For more info on Solr atomic updates please read the manual: http://wiki.apache.org/solr/Atomic_Updates

Versioning

The document has getVersion() and setVersion methods. By default no version is used, but you can set a version manually. There is a set of predefined values:

  • VERSION_DONT_CARE
  • VERSION_MUST_EXIST
  • VERSION_MUST_NOT_EXIST

But you can also set a custom version (specific ID).

For more info on versioning please see this blogpost: http://yonik.com/solr/optimistic-concurrency/

Boosts

There are two types of boosts: a document boost and a per-field boost. See Solr documentation for the details about index-time boosts. Do not confuse these with query-time boosts (term^2)

You can set the document boost with the setBoost method.

Field boosts can be set with the setFieldBoost method, or with optional parameters of the setField and addField methods.

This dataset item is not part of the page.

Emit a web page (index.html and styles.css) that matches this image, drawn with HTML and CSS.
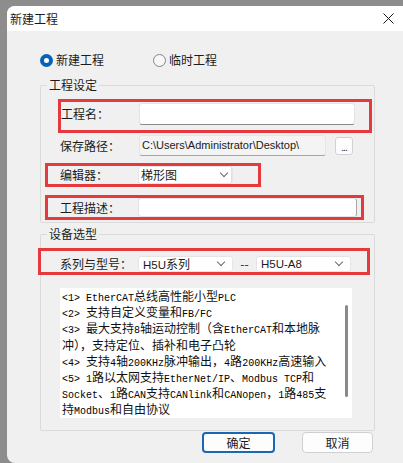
FILE: index.html
```html
<!DOCTYPE html>
<html lang="zh-CN">
<head>
<meta charset="utf-8">
<title>新建工程</title>
<link rel="stylesheet" href="styles.css">
</head>
<body>
<div class="dialog">
  <div class="titlebar">
    <span class="title">新建工程</span>
    <span class="close"><svg width="11" height="11" viewBox="0 0 11 11"><path d="M0.5 0.5 L10.5 10.5 M10.5 0.5 L0.5 10.5" stroke="#1a1a1a" stroke-width="1" fill="none"/></svg></span>
  </div>
  <div class="body">
    <div class="radios">
      <label class="radio r1"><span class="dot on"></span>新建工程</label>
      <label class="radio"><span class="dot"></span>临时工程</label>
    </div>
    <fieldset class="group g1">
      <legend>工程设定</legend>
      <div class="row mark m1"><span class="lbl">工程名：</span><span class="input name"></span></div>
      <div class="row rpath"><span class="lbl">保存路径：</span><span class="input path">C:\Users\Administrator\Desktop\</span><span class="more">...</span></div>
      <div class="row mark m2"><span class="lbl l2">编辑器：</span><span class="combo ced"><span class="ctext">梯形图</span><span class="chev"></span><span class="csep"></span></span></div>
      <div class="row mark m3"><span class="lbl l2">工程描述：</span><span class="input desc"></span></div>
    </fieldset>
    <fieldset class="group g2">
      <legend>设备选型</legend>
      <div class="row mark m4"><span class="lbl l4">系列与型号：</span><span class="combo c4"><span class="ctext"><span class="lat">H5U</span>系列</span><span class="chev"></span></span><span class="dash">--</span><span class="combo c4"><span class="ctext lat">H5U-A8</span><span class="chev"></span></span></div>
      <div class="memo">
        <div class="line"><span class="en">&lt;1&gt; EtherCAT</span>总线高性能小型<span class="en">PLC</span></div>
        <div class="line"><span class="en">&lt;2&gt; </span>支持自定义变量和<span class="en">FB/FC</span></div>
        <div class="line"><span class="en">&lt;3&gt; </span>最大支持<span class="en">8</span>轴运动控制（含<span class="en">EtherCAT</span>和本地脉</div>
        <div class="line">冲），支持定位、插补和电子凸轮</div>
        <div class="line"><span class="en">&lt;4&gt; </span>支持<span class="en">4</span>轴<span class="en">200KHz</span>脉冲输出，<span class="en">4</span>路<span class="en">200KHz</span>高速输入</div>
        <div class="line"><span class="en">&lt;5&gt; 1</span>路以太网支持<span class="en">EtherNet/IP</span>、<span class="en">Modbus TCP</span>和</div>
        <div class="line"><span class="en">Socket</span>、<span class="en">1</span>路<span class="en">CAN</span>支持<span class="en">CANlink</span>和<span class="en">CANopen</span>，<span class="en">1</span>路<span class="en">485</span>支</div>
        <div class="line">持<span class="en">Modbus</span>和自由协议</div>
        <span class="thumb"></span>
      </div>
    </fieldset>
    <div class="buttons">
      <span class="btn primary">确定</span>
      <span class="btn">取消</span>
    </div>
  </div>
</div>
</body>
</html>
```

FILE: styles.css
```css
html, body {
  margin: 0;
  padding: 0;
}
body {
  background: #8d8d8d;
  width: 403px;
  height: 463px;
  overflow: hidden;
  font-family: "Noto Sans CJK SC", "Noto Sans", sans-serif;
  font-size: 12px;
  color: #1b1b1b;
}
.dialog {
  margin: 6px 0 0 7px;
  width: 396px;
  height: 457px;
  border-radius: 8px 0 0 8px;
  background: #f0f0f0;
  overflow: hidden;
}
.titlebar {
  height: 25px;
  background: #ffffff;
  display: flex;
  align-items: center;
  padding-left: 3px;
}
.title {
  font-size: 12px;
  line-height: 14px;
}
.close {
  margin-left: auto;
  width: 30px;
  height: 25px;
  display: flex;
  align-items: center;
  justify-content: center;
}
.close svg { display: block; }
.body {
  padding-left: 33px;
}
.radios {
  margin-top: 22px;
  height: 14px;
  display: flex;
  align-items: center;
}
.radio {
  display: flex;
  align-items: center;
  line-height: 14px;
}
.r1 { width: 113px; }
.dot {
  width: 13px;
  height: 13px;
  box-sizing: border-box;
  border-radius: 50%;
  border: 1px solid #848484;
  background: #f7f7f7;
  margin-right: 3px;
}
.dot.on {
  border: 4px solid #0a62b8;
  background: #ffffff;
}
.group {
  margin: 0;
  padding: 0;
  width: 335px;
  box-sizing: border-box;
  border: 1px solid #dadada;
  border-radius: 2px;
  min-width: 0;
}
.group legend {
  padding: 0 2px;
  margin-left: 6px;
  line-height: 14px;
  font-size: 12px;
}
.g1 { margin-top: 11px; padding-bottom: 2px; }
.g2 { margin-top: 4px; padding-bottom: 12px; }
.row {
  display: flex;
  box-sizing: border-box;
}
.mark {
  border: 3px solid #e6393d;
}
.lbl {
  flex: none;
  width: 78px;
  line-height: 16px;
}
.m1 {
  margin-top: 7px;
  margin-left: 17px;
  width: 314px;
  height: 34px;
  align-items: flex-start;
  padding-top: 1px;
}
.m1 .lbl { line-height: 22px; }
.input {
  box-sizing: border-box;
  background: #ffffff;
  border: 1px solid #e3e3e3;
  border-bottom: 1px solid #8a8a8a;
  border-radius: 3px;
}
.name {
  width: 216px;
  height: 22px;
}
.rpath {
  margin-top: 2px;
  margin-left: 19px;
  align-items: center;
  height: 21px;
}
.rpath .lbl { width: 79px; }
.path {
  width: 187px;
  height: 21px;
  background: #f4f4f4;
  border: 1px solid #e6e6e6;
  border-bottom: 1px solid #a5a5a5;
  padding-left: 2px;
  line-height: 19px;
  font-family: "Liberation Sans", sans-serif;
  font-size: 11px;
  white-space: nowrap;
  overflow: hidden;
}
.more {
  margin-left: 9px;
  width: 18px;
  height: 18px;
  box-sizing: border-box;
  border: 1px solid #d2d2d2;
  border-radius: 3px;
  background: #fdfdfd;
  font-size: 10px;
  line-height: 17px;
  text-align: center;
  letter-spacing: -1px;
  color: #333;
}
.m2 {
  margin-top: 7px;
  margin-left: 4px;
  width: 216px;
  height: 24px;
  padding-left: 12px;
  align-items: center;
}
.combo {
  box-sizing: border-box;
  display: flex;
  align-items: center;
  background: #ffffff;
  border: 1px solid #e5e5e5;
  border-radius: 3px;
  width: 95px;
  padding-left: 2px;
}
.ced { height: 18px; }
.ctext {
  line-height: 14px;
  font-size: 12px;
}
.lat {
  font-family: "Liberation Sans", sans-serif;
  font-size: 11.5px;
}
.chev {
  margin-left: auto;
  margin-right: 4px;
  width: 5px;
  height: 5px;
  border-right: 1px solid #6a6a6a;
  border-bottom: 1px solid #6a6a6a;
  transform: translateY(-2px) rotate(45deg);
}
.csep {
  width: 1px;
  height: 16px;
  background: #e0e0e0;
}
.m3 {
  margin-top: 8px;
  margin-left: 4px;
  width: 319px;
  height: 25px;
  padding-left: 12px;
  align-items: center;
}
.desc {
  width: 219px;
  height: 19px;
  border-right: 1px solid #a8a8a8;
  border-bottom: 1px solid #e3e3e3;
}
.m4 {
  margin-top: 7px;
  margin-left: -3px;
  width: 332px;
  height: 27px;
  padding-left: 19px;
  align-items: flex-end;
}
.l4 { line-height: 16px; }
.c4 {
  height: 16px;
  padding-left: 4px;
}
.c4 .chev { margin-right: 8px; }
.dash {
  width: 23px;
  text-align: center;
  line-height: 16px;
}
.memo {
  position: relative;
  margin-top: 13px;
  margin-left: 19px;
  width: 292px;
  height: 130px;
  background: #ffffff;
  padding-left: 2px;
  box-sizing: border-box;
  font-family: "Noto Sans CJK SC", sans-serif;
  font-size: 12px;
  color: #111;
}
.line {
  height: 16.2px;
  line-height: 16.2px;
  white-space: nowrap;
}
.en {
  font-family: "Liberation Mono", monospace;
  font-size: 10px;
  white-space: pre;
  color: #000;
}
.thumb {
  position: absolute;
  left: 285px;
  top: 17px;
  width: 3px;
  height: 92px;
  border-radius: 2px;
  background: #8a8a8a;
}
.buttons {
  display: flex;
  margin-top: 1px;
  margin-left: 162px;
  gap: 27px;
}
.btn {
  box-sizing: border-box;
  width: 73px;
  height: 21px;
  border: 1px solid #d0d0d0;
  border-radius: 4px;
  background: #fdfdfd;
  text-align: center;
  line-height: 19px;
  font-size: 12px;
}
.btn + .btn { width: 71px; }
.btn.primary {
  border: 2px solid #1a67b4;
  line-height: 17px;
}
```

See the API docs for details.

Example usage

<?php

require(__DIR__.'/init.php');
htmlHeader();

// ...

// create a client instance
$client = new Solarium\Client($adapter, $eventDispatcher, $config);

// get an update query instance
$update = $client->createUpdate();

// create a new document for the data
$doc1 = $update->createDocument();
$doc1->id = 123;
$doc1->name = 'testdoc-1';
$doc1->price = 364;

// and a second one
$doc2 = $update->createDocument();
$doc2->id = 124;
$doc2->name = 'testdoc-2';
$doc2->price = 340;

// add the documents and a commit command to the update query
$update->addDocuments(array($doc1, $doc2));
$update->addCommit();

// this executes the query and returns the result
$result = $client->update($update);

echo '<b>Update query executed</b><br/>';
echo 'Query status: ' . $result->getStatus(). '<br/>';
echo 'Query time: ' . $result->getQueryTime();

htmlFooter();

Custom document

You can easily use your own 'document' types, for instance to directly map Solr results to entity models. You need to do the following:

  • make sure the class is available (already loaded or can be autoloaded)
  • set the 'documentclass' option of your query to your own classname
  • the class must implement the same interface as the original document class.